Without the assumption of equivalence, an observer in the red room must conclude that the curvature of the path of light describes the motion of the red room relative the trajectory of the photons (which without Einstein’s equivalence principle the observer must assume is along a straight line). If QGD’s description of space is correct, the distance travelled relative to the photons trajectory axis can be used to calculate the speed of the room along the axis of motion which would then be given by $\frac{d}{l}c$ . This implies that given if we positioned three lasers in the red room so that the trajectories of their beams are perpendicular to each other, then the absolute speed of the room, which is the speed relative to quantum-geometrical space, would be given by $\displaystyle {{v}_{redroom}}=\frac{c}{l}\sqrt{d_{1}^{2}+d_{2}^{2}+d_{3}^{2}}$ . Since we’re essentially describing classical motion, from the curve or the trajectory (figure 3) the observer can determine if the room is accelerating, decelerating or moving at constant speed.

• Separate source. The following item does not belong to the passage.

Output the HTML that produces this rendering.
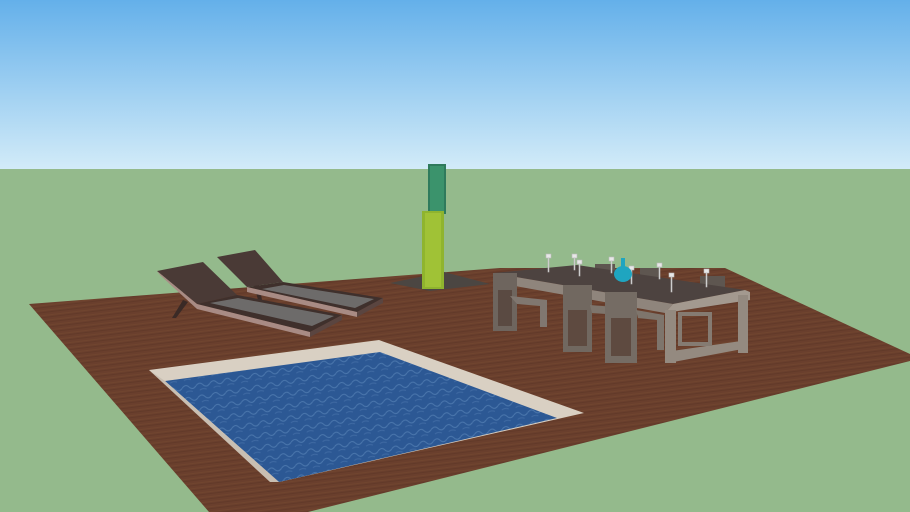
<!DOCTYPE html>
<html><head><meta charset="utf-8"><style>
html,body{margin:0;padding:0;width:910px;height:512px;overflow:hidden;background:#94ba8c}
svg{display:block}
</style></head><body>
<svg width="910" height="512" viewBox="0 0 910 512" xmlns="http://www.w3.org/2000/svg">
<defs>
<linearGradient id="sky" x1="0" y1="0" x2="0" y2="1">
<stop offset="0" stop-color="#64b0ea"/><stop offset="1" stop-color="#d2ebf8"/>
</linearGradient>
<pattern id="wood" width="60" height="5" patternUnits="userSpaceOnUse" patternTransform="rotate(-7)">
<rect width="60" height="5" fill="#6a3f2d"/>
<rect y="0" width="60" height="1" fill="#623a29"/>
<rect y="3" width="60" height="1" fill="#70452f"/>
</pattern>
<pattern id="water" width="14" height="12" patternUnits="userSpaceOnUse" patternTransform="rotate(-10)">
<rect width="14" height="12" fill="#2c5894"/>
<path d="M0 6 Q4 2 7 6 T14 6" stroke="#4b77ad" stroke-width="1" fill="none"/>
<path d="M3 11 Q6 9 10 11" stroke="#3f6aa3" stroke-width="1" fill="none"/>
</pattern>
</defs>
<rect width="910" height="169" fill="url(#sky)"/>
<rect y="169" width="910" height="343" fill="#94ba8c"/>
<polygon points="29,304 500,268 725,268 910,354 910,361 308,512 209,512" fill="url(#wood)"/>
<polygon points="149,370 379,340 584,413 279,482" fill="#d9d0c3"/>
<polygon points="165,381 380,352 557,418 279,482" fill="url(#water)"/>
<polygon points="149,370 165,381 279,482 270,482" fill="#c9bfb2"/>
<polygon points="390,283 444,272 490,284 430,291" fill="#4b4642"/>
<rect x="428" y="164" width="18" height="50" fill="#2f7a5c"/>
<rect x="430" y="166" width="14" height="46" fill="#3e9a70" opacity=".8"/>
<rect x="422" y="211" width="22" height="78" fill="#8fb42e"/>
<rect x="425" y="213" width="16" height="74" fill="#a6c83a" opacity=".7"/>
<polygon points="254,285 258,300 262,300 259,284" fill="#3a2a26"/>
<polygon points="217,257 255,250 283,282 247,287" fill="#4a3a36"/>
<polygon points="247,287 283,282 383,298 357,312" fill="#3f302c"/>
<polygon points="262,289 284,285 374,299 355,308" fill="#6d6b6a"/>
<polygon points="247,287 357,312 357,317 247,292" fill="#a88b84"/>
<polygon points="357,312 383,298 383,303 357,317" fill="#5a4540"/>
<polygon points="183,300 172,318 176,318 188,302" fill="#3a2a26"/>
<polygon points="157,271 203,262 237,295 197,304" fill="#4a3a36"/>
<polygon points="197,304 237,295 342,315 310,332" fill="#3f302c"/>
<polygon points="210,303 238,298 334,316 312,326" fill="#6d6b6a"/>
<polygon points="157,271 197,304 197,309 160,275" fill="#a88b84"/>
<polygon points="197,304 310,332 310,337 197,309" fill="#a88b84"/>
<polygon points="310,332 342,315 342,320 310,337" fill="#5a4540"/>
<rect x="595" y="264" width="20" height="10" fill="#5e5650"/>
<rect x="640" y="268" width="20" height="10" fill="#5e5650"/>
<rect x="700" y="276" width="25" height="12" fill="#5e5650"/>
<polygon points="493,273 577,265 745,290 673,304" fill="#4d4340"/>
<polygon points="493,273 673,304 665,313 493,282" fill="#8f857c"/>
<polygon points="673,304 745,290 750,292 750,300 665,313" fill="#a3998f"/>
<rect x="665" y="310" width="11" height="53" fill="#948a80"/>
<rect x="738" y="295" width="10" height="58" fill="#948a80"/>
<polygon points="665,352 748,340 748,348 668,363" fill="#948a80"/>
<rect x="680" y="314" width="30" height="30" fill="none" stroke="#857b72" stroke-width="4"/>
<rect x="493" y="273" width="24" height="58" fill="#6e655e"/>
<rect x="498" y="290" width="14" height="36" fill="#5a4a42"/>
<polygon points="510,296 547,300 547,327 540,327 540,306 517,304" fill="#807770"/>
<rect x="563" y="285" width="29" height="67" fill="#716860"/>
<rect x="568" y="310" width="19" height="36" fill="#5e4a40"/>
<polygon points="590,305 628,308 628,345 620,345 620,315 592,313" fill="#7e756c"/>
<rect x="605" y="292" width="32" height="71" fill="#756c64"/>
<rect x="611" y="318" width="20" height="38" fill="#5e4a40"/>
<polygon points="636,310 664,315 664,350 657,350 657,320 638,318" fill="#7e756c"/>
<g fill="#e8e8e8" stroke="#bbb" stroke-width=".6">
<rect x="546" y="254" width="5" height="4"/><rect x="548" y="258" width="1" height="14"/>
<rect x="572" y="254" width="5" height="4"/><rect x="574" y="258" width="1" height="12"/>
<rect x="577" y="260" width="5" height="4"/><rect x="579" y="264" width="1" height="12"/>
<rect x="609" y="257" width="5" height="4"/><rect x="611" y="261" width="1" height="12"/>
<rect x="629" y="266" width="5" height="4"/><rect x="631" y="270" width="1" height="14"/>
<rect x="657" y="263" width="5" height="4"/><rect x="659" y="267" width="1" height="12"/>
<rect x="669" y="273" width="5" height="4"/><rect x="671" y="277" width="1" height="15"/>
<rect x="704" y="269" width="5" height="4"/><rect x="706" y="273" width="1" height="14"/>
</g>
<ellipse cx="623" cy="274" rx="9" ry="8" fill="#1fa5c0"/>
<rect x="621" y="258" width="4" height="10" fill="#1fa5c0"/>
</svg>
</body></html>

This illustrates an essential distinction between quantum-geometry dynamics. Physical properties such as position, momentum, speed, mass of any particle or structure is independent of the frame of reference. Position is absolute in quantum-geometrical space and momentum, energy and mass are intrinsic to the particles and structures. This is discussed in some detail in An Axiomatic Approach to Physics.